We have introduced the concepts of position, velocity and acceleration to describe motion in one dimension; however we live in a multidimensional universe. In order to explore and describe motion in more than one dimension, we shall study the motion of a projectile in two-dimension moving under the action of uniform gravitation.

We extend our definitions of position, velocity, and acceleration for an object that moves in two dimensions (in a plane) by treating each direction independently, which we can do with vector quantities by resolving each of these quantities into components. For example, our definition of velocity as the derivative of position holds for each component separately. In Cartesian coordinates, the position vector \(\overrightarrow{\mathbf{r}}(t)\) with respect to some choice of origin for the object at time t is given by

\[\overrightarrow{\mathbf{r}}(t)=x(t) \hat{\mathbf{i}}+y(t) \hat{\mathbf{j}} \nonumber \]

The velocity vector \(\overrightarrow{\mathbf{v}}(t)\) at time t is the derivative of the position vector,

\[\overrightarrow{\mathbf{v}}(t)=\frac{d x(t)}{d t} \hat{\mathbf{i}}+\frac{d y(t)}{d t} \hat{\mathbf{j}} \equiv v_{x}(t) \hat{\mathbf{i}}+v_{y}(t) \hat{\mathbf{j}} \nonumber \]

where \(v_{x}(t) \equiv d x(t) / d t\) and \(v_{y}(t) \equiv d y(t) / d t\) denote the x - and y -components of the velocity respectively.
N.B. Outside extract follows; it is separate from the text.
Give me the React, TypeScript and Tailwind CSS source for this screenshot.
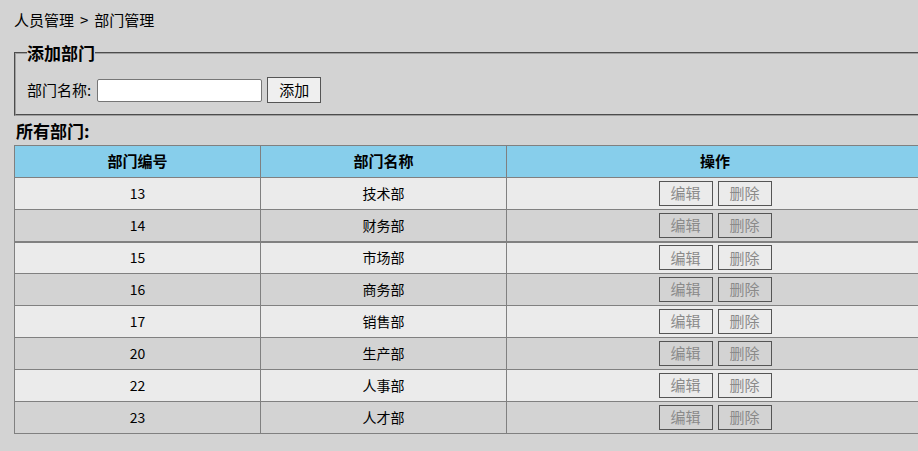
import React from 'react';

interface Dept {
  id: number;
  name: string;
}

const depts: Dept[] = [
  { id: 13, name: '技术部' },
  { id: 14, name: '财务部' },
  { id: 15, name: '市场部' },
  { id: 16, name: '商务部' },
  { id: 17, name: '销售部' },
  { id: 20, name: '生产部' },
  { id: 22, name: '人事部' },
  { id: 23, name: '人才部' },
];

const font = { fontFamily: '"Microsoft YaHei", "Noto Sans CJK SC", sans-serif' };

export default function App() {
  return (
    <div className="w-[918px] h-[451px] overflow-hidden bg-[#d3d3d3] text-black" style={font}>
      <div className="w-[940px] pl-[14px] pt-[10px]">
        {/* Breadcrumb */}
        <div className="h-[20px] leading-[20px] text-[15px]">
          人员管理<span className="mx-[6px]">&gt;</span>部门管理
        </div>

        {/* Add form */}
        <fieldset className="mt-[12px] border-2 [border-style:groove] border-[#a0a0a0] pl-[11px] pt-[13px] pb-[11px]">
          <legend className="p-0 text-[17px] font-bold leading-[22px]">添加部门</legend>
          <div className="flex items-center">
            <label className="text-[15px] mr-[6px]">部门名称:</label>
            <input
              type="text"
              className="w-[165px] h-[23px] bg-white border border-[#767676] rounded-[2px] outline-none"
            />
            <button className="ml-[5px] w-[54px] h-[26px] bg-[#efefef] border border-[#555] text-[15px]">
              添加
            </button>
          </div>
        </fieldset>

        <h3 className="mt-[4px] ml-[2px] text-[17px] font-bold leading-[22px]">所有部门:</h3>

        {/* Department table */}
        <table className="mt-[3px] w-[910px] border-collapse">
          <thead>
            <tr className="bg-[#87ceeb] h-[32px]">
              <th className="w-[246px] border border-[#808080] text-[15px] font-bold">部门编号</th>
              <th className="w-[246px] border border-[#808080] text-[15px] font-bold">部门名称</th>
              <th className="border border-[#808080] text-[15px] font-bold">操作</th>
            </tr>
          </thead>
          <tbody>
            {depts.map((d, i) => (
              <tr
                key={d.id}
                className={`h-[32px] ${i % 2 === 0 ? 'bg-[#ebebeb]' : 'bg-[#d3d3d3]'}`}
              >
                <td className={`border border-[#808080] text-center text-[14px] ${i === 1 ? 'border-b-2' : ''}`}>{d.id}</td>
                <td className={`border border-[#808080] text-center text-[14px] ${i === 1 ? 'border-b-2' : ''}`}>{d.name}</td>
                <td className={`border border-[#808080] text-center ${i === 1 ? 'border-b-2' : ''}`}>
                  <div className="flex justify-center gap-[5px]">
                    <button className="w-[54px] h-[25px] border border-[#555] text-[15px] text-[#8a8a8a] bg-transparent">
                      编辑
                    </button>
                    <button className="w-[54px] h-[25px] border border-[#555] text-[15px] text-[#8a8a8a] bg-transparent">
                      删除
                    </button>
                  </div>
                </td>
              </tr>
            ))}
          </tbody>
        </table>
      </div>
    </div>
  );
}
The acceleration vector \(\overrightarrow{\mathbf{a}}(t)\) is defined in a similar fashion as the derivative of the velocity vector,

\[\overrightarrow{\mathbf{a}}(t)=\frac{d v_{x}(t)}{d t} \hat{\mathbf{i}}+\frac{d v_{y}(t)}{d t} \hat{\mathbf{j}} \equiv a_{x}(t) \hat{\mathbf{i}}+a_{y}(t) \hat{\mathbf{j}} \nonumber \]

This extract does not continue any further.